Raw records
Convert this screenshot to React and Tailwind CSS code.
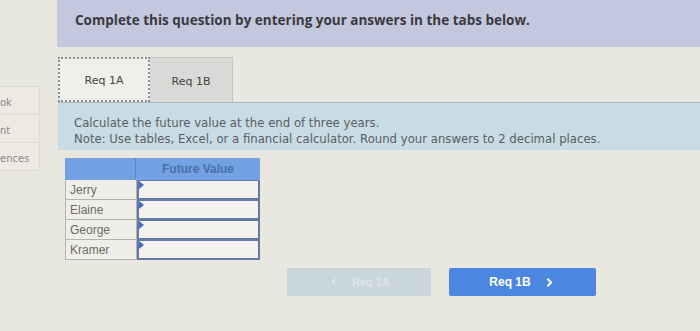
import { ChevronLeft, ChevronRight } from 'lucide-react';

const ROWS = ['Jerry', 'Elaine', 'George', 'Kramer'];

function Sidebar() {
  return (
    <div className="w-[57px] shrink-0 pt-[87px]">
      {['ok', 'nt', 'ences'].map((t) => (
        <div
          key={t}
          className="w-[40px] h-[29px] border-y border-r border-[#dedcd4] bg-[#eceae3] -mt-px flex items-center pt-[4px] text-[10px] text-[#8a8a88] leading-none"
        >
          {t}
        </div>
      ))}
    </div>
  );
}

function Tabs() {
  return (
    <div className="flex mt-[10px] ml-px h-[45px]">
      <div className="w-[92px] bg-[#f0efe9] border-2 border-dotted border-[#8a8f9c] flex items-center justify-center pt-1 text-[11px] text-[#444]">
        Req 1A
      </div>
      <div className="w-[83px] bg-[#d9dad8] border-t border-r border-[#c6c7c4] flex items-center justify-center pt-1 text-[11px] text-[#444]">
        Req 1B
      </div>
    </div>
  );
}

function AnswerTable() {
  return (
    <div className="ml-[8px] mt-[8px] w-[195px] font-['Liberation_Sans',Arial,sans-serif] text-[12px]">
      <div className="flex h-[22px] bg-[#72a2e4]">
        <div className="w-[71px] border-r border-[#5a86c8]" />
        <div className="flex-1 flex items-center justify-center font-bold text-[#4b6ea8]">
          Future Value
        </div>
      </div>
      {ROWS.map((name) => (
        <div key={name} className="flex h-[20px]">
          <div className="w-[72px] border border-t-0 border-[#b3b2ac] bg-[#efeee8] flex items-center pl-[4px] text-[#6c6c6a]">
            {name}
          </div>
          <div className="relative flex-1 border-2 border-t-[1px] border-[#6479a6] bg-[#f3f2ee]">
            <span className="absolute left-0 top-0 w-0 h-0 border-t-[4px] border-b-[4px] border-l-[5px] border-t-transparent border-b-transparent border-l-[#3f6fc4]" />
          </div>
        </div>
      ))}
    </div>
  );
}

function NavButtons() {
  return (
    <div className="flex gap-[18px] ml-[230px] mt-[8px] font-['Liberation_Sans',Arial,sans-serif]">
      <div className="w-[144px] h-[28px] bg-[#c9d7dd] flex items-center justify-center gap-3 text-[11px] font-bold text-[#dde5ea]">
        <ChevronLeft size={12} strokeWidth={3} />
        Req 1A
      </div>
      <div className="w-[147px] h-[28px] bg-[#4b87e0] rounded-[2px] flex items-center justify-center gap-3 text-[12px] font-bold text-white">
        Req 1B
        <ChevronRight size={13} strokeWidth={3.5} />
      </div>
    </div>
  );
}

export default function App() {
  return (
    <div className="w-[700px] h-[331px] overflow-hidden flex bg-[#e9e8e0] font-['DejaVu_Sans',Verdana,sans-serif]">
      <Sidebar />
      <div className="flex-1 flex flex-col">
        <div className="h-[47px] bg-[#c3c8de] flex items-center pl-[18px] pb-[6px]">
          <span className="font-['Open_Sans',sans-serif] font-bold text-[13.5px] text-[#3a3a3e]">
            Complete this question by entering your answers in the tabs below.
          </span>
        </div>
        <Tabs />
        <div className="ml-px h-[48px] bg-[#c8dce5] border-t border-[#a9b9c0] pl-[16px] pt-[12px] text-[11.7px] leading-[16px] text-[#5a5d62]">
          <div>Calculate the future value at the end of three years.</div>
          <div>Note: Use tables, Excel, or a financial calculator. Round your answers to 2 decimal places.</div>
        </div>
        <AnswerTable />
        <NavButtons />
      </div>
    </div>
  );
}
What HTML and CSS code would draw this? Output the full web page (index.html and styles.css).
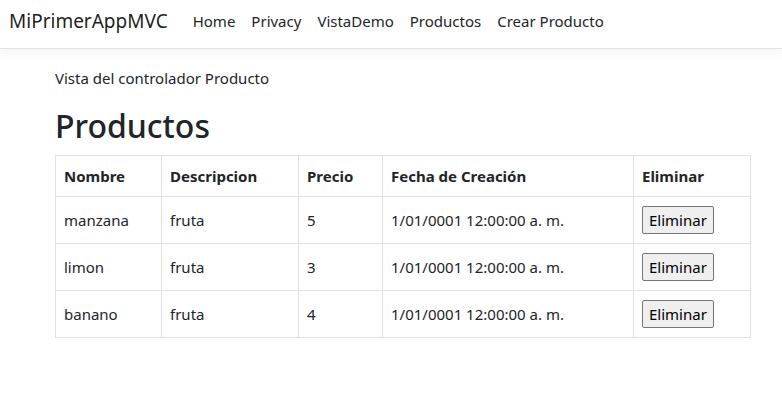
FILE: index.html
```html
<!DOCTYPE html>
<html lang="es">
<head>
<meta charset="utf-8">
<title>Productos - MiPrimerAppMVC</title>
<link rel="stylesheet" href="styles.css">
</head>
<body>
<header class="navbar">
  <a class="brand" href="#">MiPrimerAppMVC</a>
  <nav class="nav-links">
    <a href="#">Home</a>
    <a href="#">Privacy</a>
    <a href="#">VistaDemo</a>
    <a href="#">Productos</a>
    <a href="#">Crear Producto</a>
  </nav>
</header>
<main class="container">
  <p class="intro">Vista del controlador Producto</p>
  <h1 class="title">Productos</h1>
  <table class="grid">
    <thead>
      <tr>
        <th class="c-nombre">Nombre</th>
        <th class="c-desc">Descripcion</th>
        <th class="c-precio">Precio</th>
        <th class="c-fecha">Fecha de Creación</th>
        <th class="c-elim">Eliminar</th>
      </tr>
    </thead>
    <tbody>
      <tr>
        <td>manzana</td><td>fruta</td><td>5</td><td>1/01/0001 12:00:00 a. m.</td>
        <td><button class="btn" type="button">Eliminar</button></td>
      </tr>
      <tr>
        <td>limon</td><td>fruta</td><td>3</td><td>1/01/0001 12:00:00 a. m.</td>
        <td><button class="btn" type="button">Eliminar</button></td>
      </tr>
      <tr>
        <td>banano</td><td>fruta</td><td>4</td><td>1/01/0001 12:00:00 a. m.</td>
        <td><button class="btn" type="button">Eliminar</button></td>
      </tr>
    </tbody>
  </table>
</main>
</body>
</html>
```

FILE: styles.css
```css
html, body {
  margin: 0;
  padding: 0;
  background: #fff;
}
body {
  font-family: "Noto Sans", "Open Sans", sans-serif;
  font-size: 15px;
  line-height: 24px;
  color: #212529;
}
a {
  text-decoration: none;
}
.navbar {
  display: flex;
  align-items: center;
  height: 48px;
  border-bottom: 1px solid #dee2e6;
  box-shadow: 0 4px 12px rgba(0, 0, 0, 0.05);
  padding-left: 9px;
}
.brand {
  font-size: 19px;
  color: rgba(0, 0, 0, 0.9);
  margin-right: 25px;
  line-height: 30px;
  margin-top: -6px;
}
.nav-links {
  display: flex;
  gap: 16px;
  margin-top: -6px;
}
.nav-links a {
  color: #212529;
  font-size: 15px;
}
.container {
  margin: 17px 0 0 55px;
  width: 696px;
}
.intro {
  margin: 0 0 16px;
}
.title {
  font-size: 32px;
  font-weight: 500;
  line-height: 40px;
  margin: 0 0 9px;
}
.grid {
  border-collapse: collapse;
  width: 695px;
  table-layout: fixed;
}
.grid th, .grid td {
  border: 1px solid #dee2e6;
  padding: 8px 8px;
  text-align: left;
  vertical-align: middle;
}
.grid th {
  box-sizing: border-box;
  font-weight: 700;
  height: 41px;
}
.grid td {
  height: 30px;
}
.c-nombre { width: 106px; }
.c-desc { width: 137px; }
.c-precio { width: 84px; }
.c-fecha { width: 251px; }
.c-elim { width: 117px; }
.btn {
  font-family: inherit;
  font-size: 15px;
  line-height: 24px;
  color: #000;
  background: #efefef;
  border: 1px solid #767676;
  border-radius: 2px;
  padding: 1px 6px;
}
```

#### WORK INSTRUCTIONS
Reproduce the data word for word, excluding its pictures.

#### FINAL ANSWER
Convert this screenshot to React and Tailwind CSS code.
import { ChevronLeft, ChevronRight } from 'lucide-react';

const ROWS = ['Jerry', 'Elaine', 'George', 'Kramer'];

function Sidebar() {
  return (
    <div className="w-[57px] shrink-0 pt-[87px]">
      {['ok', 'nt', 'ences'].map((t) => (
        <div
          key={t}
          className="w-[40px] h-[29px] border-y border-r border-[#dedcd4] bg-[#eceae3] -mt-px flex items-center pt-[4px] text-[10px] text-[#8a8a88] leading-none"
        >
          {t}
        </div>
      ))}
    </div>
  );
}

function Tabs() {
  return (
    <div className="flex mt-[10px] ml-px h-[45px]">
      <div className="w-[92px] bg-[#f0efe9] border-2 border-dotted border-[#8a8f9c] flex items-center justify-center pt-1 text-[11px] text-[#444]">
        Req 1A
      </div>
      <div className="w-[83px] bg-[#d9dad8] border-t border-r border-[#c6c7c4] flex items-center justify-center pt-1 text-[11px] text-[#444]">
        Req 1B
      </div>
    </div>
  );
}

function AnswerTable() {
  return (
    <div className="ml-[8px] mt-[8px] w-[195px] font-['Liberation_Sans',Arial,sans-serif] text-[12px]">
      <div className="flex h-[22px] bg-[#72a2e4]">
        <div className="w-[71px] border-r border-[#5a86c8]" />
        <div className="flex-1 flex items-center justify-center font-bold text-[#4b6ea8]">
          Future Value
        </div>
      </div>
      {ROWS.map((name) => (
        <div key={name} className="flex h-[20px]">
          <div className="w-[72px] border border-t-0 border-[#b3b2ac] bg-[#efeee8] flex items-center pl-[4px] text-[#6c6c6a]">
            {name}
          </div>
          <div className="relative flex-1 border-2 border-t-[1px] border-[#6479a6] bg-[#f3f2ee]">
            <span className="absolute left-0 top-0 w-0 h-0 border-t-[4px] border-b-[4px] border-l-[5px] border-t-transparent border-b-transparent border-l-[#3f6fc4]" />
          </div>
        </div>
      ))}
    </div>
  );
}

function NavButtons() {
  return (
    <div className="flex gap-[18px] ml-[230px] mt-[8px] font-['Liberation_Sans',Arial,sans-serif]">
      <div className="w-[144px] h-[28px] bg-[#c9d7dd] flex items-center justify-center gap-3 text-[11px] font-bold text-[#dde5ea]">
        <ChevronLeft size={12} strokeWidth={3} />
        Req 1A
      </div>
      <div className="w-[147px] h-[28px] bg-[#4b87e0] rounded-[2px] flex items-center justify-center gap-3 text-[12px] font-bold text-white">
        Req 1B
        <ChevronRight size={13} strokeWidth={3.5} />
      </div>
    </div>
  );
}

export default function App() {
  return (
    <div className="w-[700px] h-[331px] overflow-hidden flex bg-[#e9e8e0] font-['DejaVu_Sans',Verdana,sans-serif]">
      <Sidebar />
      <div className="flex-1 flex flex-col">
        <div className="h-[47px] bg-[#c3c8de] flex items-center pl-[18px] pb-[6px]">
          <span className="font-['Open_Sans',sans-serif] font-bold text-[13.5px] text-[#3a3a3e]">
            Complete this question by entering your answers in the tabs below.
          </span>
        </div>
        <Tabs />
        <div className="ml-px h-[48px] bg-[#c8dce5] border-t border-[#a9b9c0] pl-[16px] pt-[12px] text-[11.7px] leading-[16px] text-[#5a5d62]">
          <div>Calculate the future value at the end of three years.</div>
          <div>Note: Use tables, Excel, or a financial calculator. Round your answers to 2 decimal places.</div>
        </div>
        <AnswerTable />
        <NavButtons />
      </div>
    </div>
  );
}
What HTML and CSS code would draw this? Output the full web page (index.html and styles.css).
FILE: index.html
```html
<!DOCTYPE html>
<html lang="es">
<head>
<meta charset="utf-8">
<title>Productos - MiPrimerAppMVC</title>
<link rel="stylesheet" href="styles.css">
</head>
<body>
<header class="navbar">
  <a class="brand" href="#">MiPrimerAppMVC</a>
  <nav class="nav-links">
    <a href="#">Home</a>
    <a href="#">Privacy</a>
    <a href="#">VistaDemo</a>
    <a href="#">Productos</a>
    <a href="#">Crear Producto</a>
  </nav>
</header>
<main class="container">
  <p class="intro">Vista del controlador Producto</p>
  <h1 class="title">Productos</h1>
  <table class="grid">
    <thead>
      <tr>
        <th class="c-nombre">Nombre</th>
        <th class="c-desc">Descripcion</th>
        <th class="c-precio">Precio</th>
        <th class="c-fecha">Fecha de Creación</th>
        <th class="c-elim">Eliminar</th>
      </tr>
    </thead>
    <tbody>
      <tr>
        <td>manzana</td><td>fruta</td><td>5</td><td>1/01/0001 12:00:00 a. m.</td>
        <td><button class="btn" type="button">Eliminar</button></td>
      </tr>
      <tr>
        <td>limon</td><td>fruta</td><td>3</td><td>1/01/0001 12:00:00 a. m.</td>
        <td><button class="btn" type="button">Eliminar</button></td>
      </tr>
      <tr>
        <td>banano</td><td>fruta</td><td>4</td><td>1/01/0001 12:00:00 a. m.</td>
        <td><button class="btn" type="button">Eliminar</button></td>
      </tr>
    </tbody>
  </table>
</main>
</body>
</html>
```

FILE: styles.css
```css
html, body {
  margin: 0;
  padding: 0;
  background: #fff;
}
body {
  font-family: "Noto Sans", "Open Sans", sans-serif;
  font-size: 15px;
  line-height: 24px;
  color: #212529;
}
a {
  text-decoration: none;
}
.navbar {
  display: flex;
  align-items: center;
  height: 48px;
  border-bottom: 1px solid #dee2e6;
  box-shadow: 0 4px 12px rgba(0, 0, 0, 0.05);
  padding-left: 9px;
}
.brand {
  font-size: 19px;
  color: rgba(0, 0, 0, 0.9);
  margin-right: 25px;
  line-height: 30px;
  margin-top: -6px;
}
.nav-links {
  display: flex;
  gap: 16px;
  margin-top: -6px;
}
.nav-links a {
  color: #212529;
  font-size: 15px;
}
.container {
  margin: 17px 0 0 55px;
  width: 696px;
}
.intro {
  margin: 0 0 16px;
}
.title {
  font-size: 32px;
  font-weight: 500;
  line-height: 40px;
  margin: 0 0 9px;
}
.grid {
  border-collapse: collapse;
  width: 695px;
  table-layout: fixed;
}
.grid th, .grid td {
  border: 1px solid #dee2e6;
  padding: 8px 8px;
  text-align: left;
  vertical-align: middle;
}
.grid th {
  box-sizing: border-box;
  font-weight: 700;
  height: 41px;
}
.grid td {
  height: 30px;
}
.c-nombre { width: 106px; }
.c-desc { width: 137px; }
.c-precio { width: 84px; }
.c-fecha { width: 251px; }
.c-elim { width: 117px; }
.btn {
  font-family: inherit;
  font-size: 15px;
  line-height: 24px;
  color: #000;
  background: #efefef;
  border: 1px solid #767676;
  border-radius: 2px;
  padding: 1px 6px;
}
```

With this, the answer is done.